Hose crimping is a mechanical process used to permanently attach a fitting to the end of a flexible hose, creating a secure connection capable of withstanding pressurized air. This technique involves applying a controlled radial force to compress a metal ferrule or sleeve around the hose and the barbed fitting inserted within it. The resulting assembly is engineered to be leak-resistant and robust, which is paramount for safety and efficiency in pneumatic systems found in automotive shops, construction sites, and home garages. A properly crimped air hose ensures maximum air pressure delivery to pneumatic tools, preventing dangerous failures or pressure drops that compromise tool performance.
Selecting the Right Tools and Materials
The process begins with selecting compatible components, as mismatching parts is a frequent cause of assembly failure. Air hoses are constructed from various materials, such as rubber, PVC, or hybrid blends, and the material selected influences the required fitting type and its durability in different temperature ranges. Rubber hoses, for example, offer flexibility and a wider temperature tolerance, while PVC hoses are often lighter and less expensive, though they may be prone to kinking.
Fitting selection requires ensuring the fitting’s inner diameter (ID) precisely matches the hose’s ID to achieve a strong mechanical lock. For crimping, the most common components are barbed fittings inserted into the hose and a cylindrical ferrule or sleeve placed over the hose’s outer layer. The ferrule is the component that the crimping tool compresses, binding the hose material tightly onto the barbs of the inner fitting. Selecting the crimping tool depends on the volume and size of assemblies, ranging from handheld manual crimpers for small, occasional work to hydraulic or pneumatic bench-mounted machines for high-volume, precision applications.
Step-by-Step Crimping Procedure
The initial step in forming a secure connection involves precisely preparing the hose end. The hose must be cut square using a specialized hose cutter to ensure the end face is clean and perpendicular to the hose’s axis, which guarantees full contact and proper sealing against the fitting shoulder. After cutting, the inner tube must be cleaned with shop air to remove any debris or rubber particles that could contaminate the pneumatic system or compromise the seal.
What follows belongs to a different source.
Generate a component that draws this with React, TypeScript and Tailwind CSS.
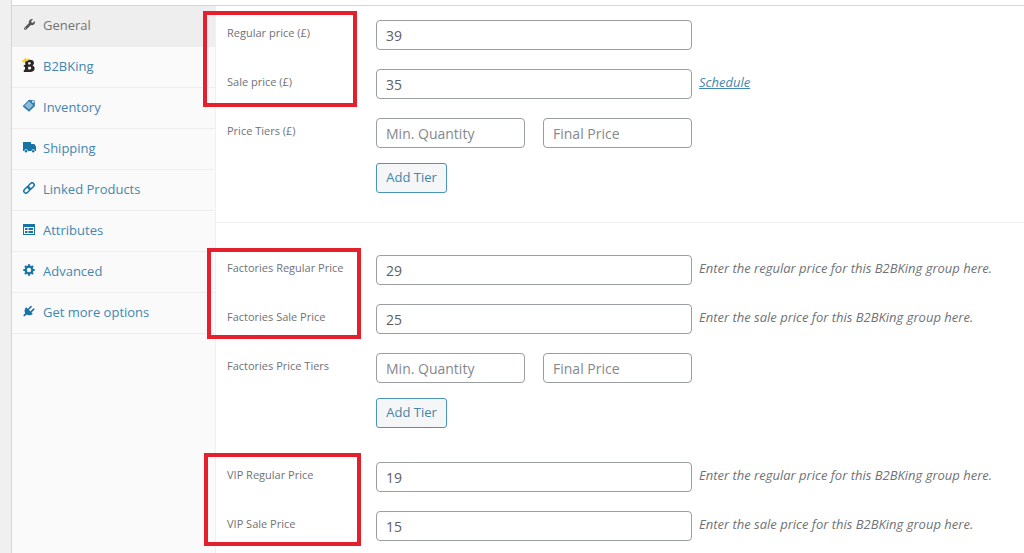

Next, the metal ferrule or sleeve must be slid over the hose end first, before the barbed fitting is inserted. The fitting is then pushed completely into the hose until its collar or stop is fully seated against the cut end of the hose. Some advanced systems use an insertion depth mark to confirm the fitting is seated correctly, ensuring the internal barbs are fully engaged with the hose material.
With the assembly prepared, the next action is positioning it correctly within the crimping tool. The appropriate die set, which is matched to the specific hose and fitting combination, is installed in the crimper. The hose and fitting assembly is centered within the crimper dies, aligning the ferrule with the die segments to ensure pressure is applied uniformly around the circumference. Misalignment can result in an uneven crimp, which weakens the integrity of the connection.
The final mechanical action is activating the crimper to apply radial force, which compresses the ferrule onto the hose. This compression must adhere strictly to the fitting manufacturer’s crimp specifications, which dictate the final crimp diameter, typically measured in millimeters. Over-crimping can damage the internal reinforcement of the hose, leading to premature failure, while under-crimping will not provide the necessary retention strength, potentially allowing the fitting to blow off under pressure. The crimping action is complete when the crimper tool reaches the specified, pre-set compression point, often indicated by the die rings fully bottoming out or a gauge reading the correct final diameter.
Post-Crimp Inspection and Testing
After the crimping procedure, the assembly must be visually inspected to confirm the integrity of the connection. The ferrule should exhibit uniform compression, appearing smooth and consistent without any visible gaps between the fitting and the hose material. Signs of uneven pressure, cracks in the ferrule, or visible bulging of the hose underneath the compressed area indicate a potential defect and require replacement of the assembly.
A simple manual pull test should be performed to ensure the fitting is mechanically secured and does not slip out of the hose. For a more rigorous safety check, a low-pressure leak test is performed before the hose is subjected to its full working pressure. This involves pressurizing the assembly with a low volume of air and then spraying the crimped area with a soapy water solution or specialized leak detection fluid. The formation of bubbles at the connection point immediately reveals any minute air escape paths, indicating an insufficient seal, which is often caused by incorrect crimp specifications or a mismatched component.